No, the idiocy is our current system.
The problem is our current system if rife with inefficiencies, from every doctor's office having to employ three people to figure out all the different insurance plans, to the uninsured showing up at emergency rooms for treatment at ten times the cost, to Nine Figure Salaries for insurance executives....
It's not an issue of enough money being spent... it's how it's being spent.
The UK spends half of what we do as a percentage of GDP on health care... and yes, the rich don't get private hospital rooms. But they live longer, have a lower infant mortality rate, and beat us on nearly every health metric.

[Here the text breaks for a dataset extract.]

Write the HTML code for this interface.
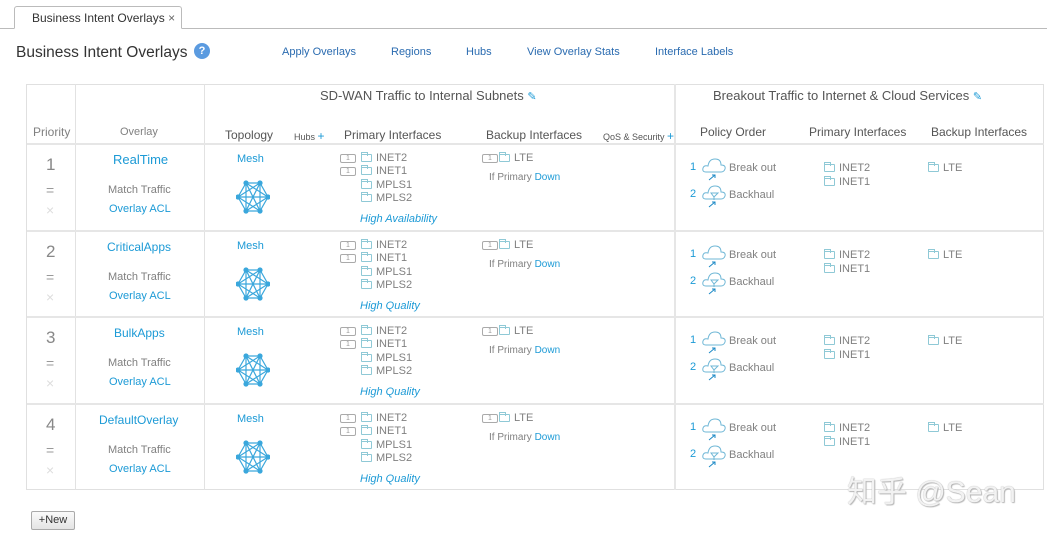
<!DOCTYPE html>
<html><head><meta charset="utf-8">
<style>
*{margin:0;padding:0;box-sizing:border-box}
body{width:1047px;height:535px;background:#fff;font-family:"Liberation Sans",Tahoma,sans-serif;position:relative;overflow:hidden;color:#666}
.a{position:absolute;white-space:nowrap;line-height:14px}
.l{color:#1c9ad6}
.g{color:#808080}
.s{font-size:11px}
.row{position:absolute;left:27px;width:1017px;height:84px;border-top:2px solid #e6e6e6}
.vl{position:absolute;top:0;bottom:0;width:1px;background:#e2e2e2}
.fd{display:inline-block;width:11px;height:8px;border:1px solid #8fc9d6;border-radius:1px;vertical-align:-1px;margin-right:4px;position:relative}
.fd:before{content:"";position:absolute;left:-1px;top:-3px;width:5px;height:3px;border:1px solid #8fc9d6;border-bottom:none}
.bx{position:absolute;width:16px;height:9px;border:1px solid #aaa;border-radius:2px;font-size:7px;line-height:7px;text-align:center;color:#999}
.it{font-style:italic}
</style></head><body>
<div style="position:absolute;left:0;top:28px;width:1047px;height:1px;background:#bbb"></div>
<div style="position:absolute;left:14px;top:6px;width:168px;height:23px;border:1px solid #bbb;border-bottom:1px solid #fff;border-radius:3px 3px 0 0;background:#fff"></div>
<div class="a" style="left:32px;top:11px;font-size:12px;color:#333">Business Intent Overlays <span style="color:#666">×</span></div>
<div class="a" style="left:16px;top:44px;font-size:15.5px;line-height:18px;color:#333">Business Intent Overlays</div>
<div style="position:absolute;left:194px;top:43px;width:16px;height:16px;border-radius:50%;background:#5b9be0;color:#fff;font-size:11px;font-weight:bold;text-align:center;line-height:16px">?</div>
<div class="a l" style="left:282px;top:45px;font-size:11px;color:#2a6bb0">Apply Overlays</div>
<div class="a l" style="left:391px;top:45px;font-size:11px;color:#2a6bb0">Regions</div>
<div class="a l" style="left:466px;top:45px;font-size:11px;color:#2a6bb0">Hubs</div>
<div class="a l" style="left:527px;top:45px;font-size:11px;color:#2a6bb0">View Overlay Stats</div>
<div class="a l" style="left:655px;top:45px;font-size:11px;color:#2a6bb0">Interface Labels</div>

<div style="position:absolute;left:26px;top:84px;width:1018px;height:406px;border:1px solid #e0e0e0"></div>
<div class="vl" style="left:75px;top:84px;height:406px"></div>
<div class="vl" style="left:204px;top:84px;height:406px"></div>
<div class="vl" style="left:674px;top:84px;height:406px;width:2px;background:#e6e6e6"></div>
<div class="a" style="left:320px;top:89px;font-size:13px;color:#555">SD-WAN Traffic to Internal Subnets <span class="l" style="font-size:11px">✎</span></div>
<div class="a" style="left:713px;top:89px;font-size:13px;color:#555">Breakout Traffic to Internet &amp; Cloud Services <span class="l" style="font-size:11px">✎</span></div>
<div class="a g" style="left:33px;top:125px;font-size:12px">Priority</div>
<div class="a g" style="left:120px;top:125px;font-size:11px">Overlay</div>
<div class="a" style="left:225px;top:128px;font-size:12px;color:#555">Topology</div>
<div class="a" style="left:294px;top:129px;font-size:9px;color:#555">Hubs <span class="l" style="font-size:12px">+</span></div>
<div class="a" style="left:344px;top:128px;font-size:12px;color:#555">Primary Interfaces</div>
<div class="a" style="left:486px;top:128px;font-size:12px;color:#555">Backup Interfaces</div>
<div class="a" style="left:603px;top:129px;font-size:9px;color:#555">QoS &amp; Security <span class="l" style="font-size:12px">+</span></div>
<div class="a" style="left:700px;top:125px;font-size:12px;color:#555">Policy Order</div>
<div class="a" style="left:809px;top:125px;font-size:12px;color:#555">Primary Interfaces</div>
<div class="a" style="left:931px;top:125px;font-size:12px;color:#555">Backup Interfaces</div>

<svg width="0" height="0" style="position:absolute"><defs>
<g id="mesh" stroke="#3aa7dc" stroke-width="1.2" fill="none">
<path d="M8,0 L22,0 L30,14 L22,28 L8,28 L0,14 Z M8,0 L22,28 M22,0 L8,28 M0,14 L30,14 M8,0 L30,14 M8,0 L8,28 M22,0 L22,28 M22,0 L0,14 M0,14 L22,28 M30,14 L8,28"/>
<g fill="#3aa7dc" stroke="none"><circle cx="8" cy="0" r="2.6"/><circle cx="22" cy="0" r="2.6"/><circle cx="30" cy="14" r="2.6"/><circle cx="22" cy="28" r="2.6"/><circle cx="8" cy="28" r="2.6"/><circle cx="0" cy="14" r="2.6"/></g>
</g>
<g id="cl" fill="none" stroke="#6fb7d6" stroke-width="1"><path d="M4,16 Q0,16 1,12 Q2,9 6,10 Q7,3 13,3 Q19,3 19,9 Q24,9 23,13 Q22,16 19,16 Z"/><path d="M7,24 L13,19 M10,19 L13,19 L13,22" stroke="#1c8ac6"/></g>
<g id="cl2" fill="none" stroke="#6fb7d6" stroke-width="1"><path d="M4,16 Q0,16 1,12 Q2,9 6,10 Q7,3 13,3 Q19,3 19,9 Q24,9 23,13 Q22,16 19,16 Z M9,10 L16,10 L12,14 Z M12,14 L12,17"/><path d="M7,24 L13,19 M10,19 L13,19 L13,22" stroke="#1c8ac6"/></g>
</defs></svg>

<div class="row" style="top:143px">
<div class="a" style="left:19px;top:11px;font-size:17px;line-height:18px;color:#888">1</div>
<div class="a" style="left:19px;top:38px;font-size:14px;color:#999">=</div>
<div class="a" style="left:19px;top:58px;font-size:14px;color:#ddd">×</div>
<div class="a l" style="left:86px;top:8px;font-size:13px">RealTime</div>
<div class="a g" style="left:81px;top:38px;font-size:11px">Match Traffic</div>
<div class="a l" style="left:82px;top:57px;font-size:11px">Overlay ACL</div>
<div class="a l" style="left:210px;top:7px;font-size:11px">Mesh</div>
<svg class="a" style="left:209px;top:35px" width="34" height="34" viewBox="-2 -2 34 32"><use href="#mesh"/></svg>
<div class="bx" style="left:313px;top:9px">1</div><div class="bx" style="left:313px;top:22px">1</div>
<div class="a g s" style="left:334px;top:6px"><span class="fd"></span>INET2</div>
<div class="a g s" style="left:334px;top:19px"><span class="fd"></span>INET1</div>
<div class="a g s" style="left:334px;top:33px"><span class="fd"></span>MPLS1</div>
<div class="a g s" style="left:334px;top:46px"><span class="fd"></span>MPLS2</div>
<div class="a l it s" style="left:333px;top:67px">High Availability</div>
<div class="bx" style="left:455px;top:9px">1</div>
<div class="a g s" style="left:472px;top:6px"><span class="fd"></span>LTE</div>
<div class="a g" style="left:462px;top:26px;font-size:10px">If Primary <span class="l">Down</span></div>
<div class="a l s" style="left:663px;top:15px">1</div>
<svg class="a" style="left:675px;top:11px" width="26" height="26"><use href="#cl"/></svg>
<div class="a g s" style="left:702px;top:16px">Break out</div>
<div class="a l s" style="left:663px;top:42px">2</div>
<svg class="a" style="left:675px;top:38px" width="26" height="26"><use href="#cl2"/></svg>
<div class="a g s" style="left:702px;top:43px">Backhaul</div>
<div class="a g s" style="left:797px;top:16px"><span class="fd"></span>INET2</div>
<div class="a g s" style="left:797px;top:30px"><span class="fd"></span>INET1</div>
<div class="a g s" style="left:901px;top:16px"><span class="fd"></span>LTE</div>
</div>

<div class="row" style="top:230px">
<div class="a" style="left:19px;top:11px;font-size:17px;line-height:18px;color:#888">2</div>
<div class="a" style="left:19px;top:38px;font-size:14px;color:#999">=</div>
<div class="a" style="left:19px;top:58px;font-size:14px;color:#ddd">×</div>
<div class="a l" style="left:80px;top:8px;font-size:12px">CriticalApps</div>
<div class="a g" style="left:81px;top:38px;font-size:11px">Match Traffic</div>
<div class="a l" style="left:82px;top:57px;font-size:11px">Overlay ACL</div>
<div class="a l" style="left:210px;top:7px;font-size:11px">Mesh</div>
<svg class="a" style="left:209px;top:35px" width="34" height="34" viewBox="-2 -2 34 32"><use href="#mesh"/></svg>
<div class="bx" style="left:313px;top:9px">1</div><div class="bx" style="left:313px;top:22px">1</div>
<div class="a g s" style="left:334px;top:6px"><span class="fd"></span>INET2</div>
<div class="a g s" style="left:334px;top:19px"><span class="fd"></span>INET1</div>
<div class="a g s" style="left:334px;top:33px"><span class="fd"></span>MPLS1</div>
<div class="a g s" style="left:334px;top:46px"><span class="fd"></span>MPLS2</div>
<div class="a l it s" style="left:333px;top:67px">High Quality</div>
<div class="bx" style="left:455px;top:9px">1</div>
<div class="a g s" style="left:472px;top:6px"><span class="fd"></span>LTE</div>
<div class="a g" style="left:462px;top:26px;font-size:10px">If Primary <span class="l">Down</span></div>
<div class="a l s" style="left:663px;top:15px">1</div>
<svg class="a" style="left:675px;top:11px" width="26" height="26"><use href="#cl"/></svg>
<div class="a g s" style="left:702px;top:16px">Break out</div>
<div class="a l s" style="left:663px;top:42px">2</div>
<svg class="a" style="left:675px;top:38px" width="26" height="26"><use href="#cl2"/></svg>
<div class="a g s" style="left:702px;top:43px">Backhaul</div>
<div class="a g s" style="left:797px;top:16px"><span class="fd"></span>INET2</div>
<div class="a g s" style="left:797px;top:30px"><span class="fd"></span>INET1</div>
<div class="a g s" style="left:901px;top:16px"><span class="fd"></span>LTE</div>
</div>

<div class="row" style="top:316px">
<div class="a" style="left:19px;top:11px;font-size:17px;line-height:18px;color:#888">3</div>
<div class="a" style="left:19px;top:38px;font-size:14px;color:#999">=</div>
<div class="a" style="left:19px;top:58px;font-size:14px;color:#ddd">×</div>
<div class="a l" style="left:87px;top:8px;font-size:12px">BulkApps</div>
<div class="a g" style="left:81px;top:38px;font-size:11px">Match Traffic</div>
<div class="a l" style="left:82px;top:57px;font-size:11px">Overlay ACL</div>
<div class="a l" style="left:210px;top:7px;font-size:11px">Mesh</div>
<svg class="a" style="left:209px;top:35px" width="34" height="34" viewBox="-2 -2 34 32"><use href="#mesh"/></svg>
<div class="bx" style="left:313px;top:9px">1</div><div class="bx" style="left:313px;top:22px">1</div>
<div class="a g s" style="left:334px;top:6px"><span class="fd"></span>INET2</div>
<div class="a g s" style="left:334px;top:19px"><span class="fd"></span>INET1</div>
<div class="a g s" style="left:334px;top:33px"><span class="fd"></span>MPLS1</div>
<div class="a g s" style="left:334px;top:46px"><span class="fd"></span>MPLS2</div>
<div class="a l it s" style="left:333px;top:67px">High Quality</div>
<div class="bx" style="left:455px;top:9px">1</div>
<div class="a g s" style="left:472px;top:6px"><span class="fd"></span>LTE</div>
<div class="a g" style="left:462px;top:26px;font-size:10px">If Primary <span class="l">Down</span></div>
<div class="a l s" style="left:663px;top:15px">1</div>
<svg class="a" style="left:675px;top:11px" width="26" height="26"><use href="#cl"/></svg>
<div class="a g s" style="left:702px;top:16px">Break out</div>
<div class="a l s" style="left:663px;top:42px">2</div>
<svg class="a" style="left:675px;top:38px" width="26" height="26"><use href="#cl2"/></svg>
<div class="a g s" style="left:702px;top:43px">Backhaul</div>
<div class="a g s" style="left:797px;top:16px"><span class="fd"></span>INET2</div>
<div class="a g s" style="left:797px;top:30px"><span class="fd"></span>INET1</div>
<div class="a g s" style="left:901px;top:16px"><span class="fd"></span>LTE</div>
</div>

<div class="row" style="top:403px">
<div class="a" style="left:19px;top:11px;font-size:17px;line-height:18px;color:#888">4</div>
<div class="a" style="left:19px;top:38px;font-size:14px;color:#999">=</div>
<div class="a" style="left:19px;top:58px;font-size:14px;color:#ddd">×</div>
<div class="a l" style="left:72px;top:8px;font-size:12px">DefaultOverlay</div>
<div class="a g" style="left:81px;top:38px;font-size:11px">Match Traffic</div>
<div class="a l" style="left:82px;top:57px;font-size:11px">Overlay ACL</div>
<div class="a l" style="left:210px;top:7px;font-size:11px">Mesh</div>
<svg class="a" style="left:209px;top:35px" width="34" height="34" viewBox="-2 -2 34 32"><use href="#mesh"/></svg>
<div class="bx" style="left:313px;top:9px">1</div><div class="bx" style="left:313px;top:22px">1</div>
<div class="a g s" style="left:334px;top:6px"><span class="fd"></span>INET2</div>
<div class="a g s" style="left:334px;top:19px"><span class="fd"></span>INET1</div>
<div class="a g s" style="left:334px;top:33px"><span class="fd"></span>MPLS1</div>
<div class="a g s" style="left:334px;top:46px"><span class="fd"></span>MPLS2</div>
<div class="a l it s" style="left:333px;top:67px">High Quality</div>
<div class="bx" style="left:455px;top:9px">1</div>
<div class="a g s" style="left:472px;top:6px"><span class="fd"></span>LTE</div>
<div class="a g" style="left:462px;top:26px;font-size:10px">If Primary <span class="l">Down</span></div>
<div class="a l s" style="left:663px;top:15px">1</div>
<svg class="a" style="left:675px;top:11px" width="26" height="26"><use href="#cl"/></svg>
<div class="a g s" style="left:702px;top:16px">Break out</div>
<div class="a l s" style="left:663px;top:42px">2</div>
<svg class="a" style="left:675px;top:38px" width="26" height="26"><use href="#cl2"/></svg>
<div class="a g s" style="left:702px;top:43px">Backhaul</div>
<div class="a g s" style="left:797px;top:16px"><span class="fd"></span>INET2</div>
<div class="a g s" style="left:797px;top:30px"><span class="fd"></span>INET1</div>
<div class="a g s" style="left:901px;top:16px"><span class="fd"></span>LTE</div>
</div>

<div style="position:absolute;left:31px;top:511px;width:44px;height:19px;border:1px solid #aaa;border-radius:2px;background:linear-gradient(#fafafa,#e4e4e4);font-size:11px;line-height:17px;text-align:center;color:#333">+New</div>
<div class="a" style="left:847px;top:476px;font-size:30px;line-height:34px;color:#f2f2f2;font-family:'Liberation Sans','Noto Sans CJK SC',sans-serif;text-shadow:0 0 1px #999,1px 1px 1px #bbb">知乎 @Sean</div>
</body></html>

Yep, get the government involved and it'll take care of the money like a well oiled machine. You've got to be the stupidest person on earth to buy that BS.
Obviously yes!
Do you really think that adding layers of for profit corporations to health care could ever be as cheap as the way government can to it?
Just look at where government already does it in the US, like VA and Medicare. Administration overhead is less than 10% that of what private corporations charge.
{...
Each year, health care payers and providers in the United States spend about $496 billion on billing and insurance-related (BIR) costs, according to Center for American Progress estimates presented in this issue brief. As health care costs continue to rise, a logical starting point for potential savings is addressing waste. A 2010 report by the National Academy of Medicine (NAM) estimated that the United States spends about twice as much as necessary on BIR costs.2 That administrative excess currently amounts to $248 billion annually, according to CAP’s calculations.
...}
Excess Administrative Costs Burden the U.S. Health Care System - Center for American Progress
If you go to any doctor's office, you will see that the insurance form administration staff is far greater than the staff that actually provides medical services.